In 2007, Layla was rescued from former NFL quarterback Michael Vick’s infamous dogfighting ring in Virginia and became one of 22 “Vicktory Dogs” sent to Best Friends Animal Sanctuary in Utah. It took five years of special training and loving care to make her ready for adoption.
Tess Rushton, an intern at Best Friends, adopted Layla. Rushton spoiled the dog by cooking organic food to mix into high-quality kibble, and made toys with hidden treats to help stimulate the clever dog’s mind. They took vacations together and volunteered at the Teen Tracks program of the Arizona Animal Welfare League. Each Saturday for many summers, Layla would meet with teenagers learning how to care for and treat animals.

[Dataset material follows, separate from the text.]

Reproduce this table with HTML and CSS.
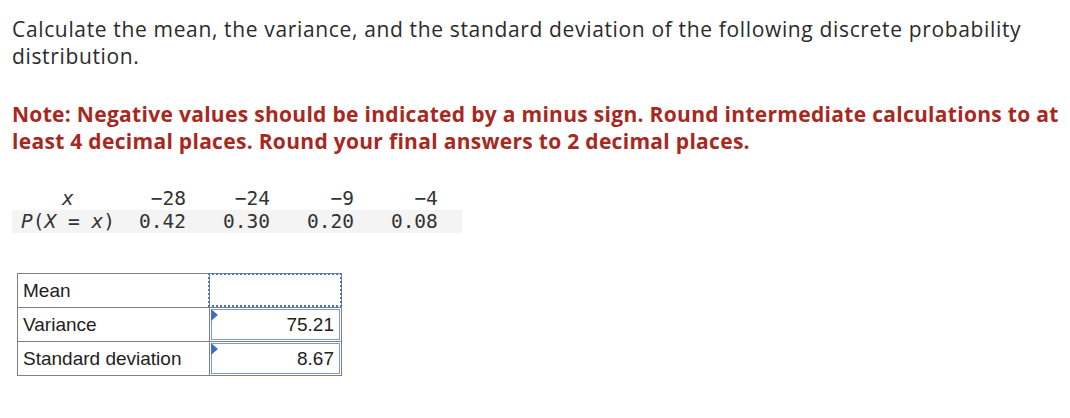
FILE: index.html
```html
<!DOCTYPE html>
<html>
<head>
<meta charset="utf-8">
<link rel="stylesheet" href="styles.css">
</head>
<body>
<div class="page">
  <p class="question">Calculate the mean, the variance, and the standard deviation of the following discrete probability distribution.</p>
  <p class="note">Note: Negative values should be indicated by a minus sign. Round intermediate calculations to at least 4 decimal places. Round your final answers to 2 decimal places.</p>
  <table class="dist">
    <tr class="row-x">
      <td class="lbl"><i>x</i></td>
      <td class="first">−28</td><td>−24</td><td>−9</td><td>−4</td>
    </tr>
    <tr class="row-p">
      <td class="lbl"><i>P</i>(<i>X</i> = <i>x</i>)</td>
      <td class="first">0.42</td><td>0.30</td><td>0.20</td><td>0.08</td>
    </tr>
  </table>
  <table class="answers">
    <tr>
      <td class="name">Mean</td>
      <td class="cell"><div class="input focus"></div></td>
    </tr>
    <tr>
      <td class="name">Variance</td>
      <td class="cell"><div class="input filled"><span class="flag"></span>75.21</div></td>
    </tr>
    <tr>
      <td class="name">Standard deviation</td>
      <td class="cell"><div class="input filled"><span class="flag"></span>8.67</div></td>
    </tr>
  </table>
</div>
</body>
</html>
```
FILE: styles.css
```css
html, body { margin: 0; padding: 0; background: #fff; }
.page {
  padding: 16px 4px 0 12px;
  font-family: "Open Sans", sans-serif;
  font-size: 21px;
  color: #2b2b2b;
}
.question { margin: 0; line-height: 27px; letter-spacing: 0.65px; }
.note {
  margin: 31px 0 0 0;
  line-height: 27px;
  color: #a8281e;
  font-weight: bold;
  letter-spacing: 0.3px;
}
.dist {
  margin-top: 32px;
  border-collapse: collapse;
  font-family: "DejaVu Sans Mono", monospace;
  font-size: 19.5px;
  color: #333;
}
.dist td {
  text-align: right;
  padding: 0 0 0 37px;
  height: 23px;
  line-height: 23px;
}
.dist td.first { padding-left: 15px; }
.dist td.lbl { text-align: center; padding: 0 9px; }
.dist .row-p { background: #f4f4f4; }
.dist td:last-child { padding-right: 24px; }

.answers {
  margin: 40px 0 0 5px;
  border-collapse: collapse;
  font-family: "Liberation Sans", Arial, sans-serif;
  font-size: 19px;
  color: #222;
}
.answers td { border: 1px solid #808080; height: 33px; padding: 0; }
.answers td.name { width: 186px; padding-left: 5px; }
.answers td.cell { width: 131px; }
.input {
  position: relative;
  box-sizing: border-box;
  height: 31px;
  margin: 1px;
  text-align: right;
  padding-right: 5px;
  line-height: 29px;
}
.input.focus {
  border: 2px dotted #4a78c0;
  margin: -1px -1px 0 -2px;
  height: 34px;
}
.input.filled { border: 1px solid #7a9bd0; }
.flag {
  position: absolute;
  left: -1px;
  top: -1px;
  width: 0; height: 0;
  border-top: 6px solid transparent;
  border-bottom: 6px solid transparent;
  border-left: 7px solid #3f6fc0;
}
```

At 15 ½, Layla’s health issues impacted her quality of life, and on June 21, 2019, Rushton and Layla’s “dad,” Peter Conley, made the decision to end her suffering.
“It’s really, really tragic and sad,” Rushton told TODAY. “But she’s out of pain, and wherever her little spirit went, I’m sure it’s better than the way that she felt in that poor, aching body.”
According to the article in TODAY, the legacy of Vicktory Dogs like Layla lives on. Before the Michael Vick dogfighting case, most animal welfare organizations sought to euthanize seized fighting dogs. Best Friends Animal Society lobbied against the summary execution of the dogs rescued from Vick’s kennels, and a federal judge appointed a special “guardian” to help determine the dogs’ fate.
After several months isolated in custody kennels, 22 of the most challenged dogs went to Best Friends Animal Sanctuary for rehabilitation. Some went on to be therapy dogs, agility champions and ambassadors.
“Several states, including California, Florida and Wisconsin, changed state laws stipulating that dogs seized from dogfighting rings be immediately labeled “vicious” or “dangerous” — and therefore subject to euthanasia — and the Humane Society of the United States now supports rehabilitating former fighting dogs,” says TODAY.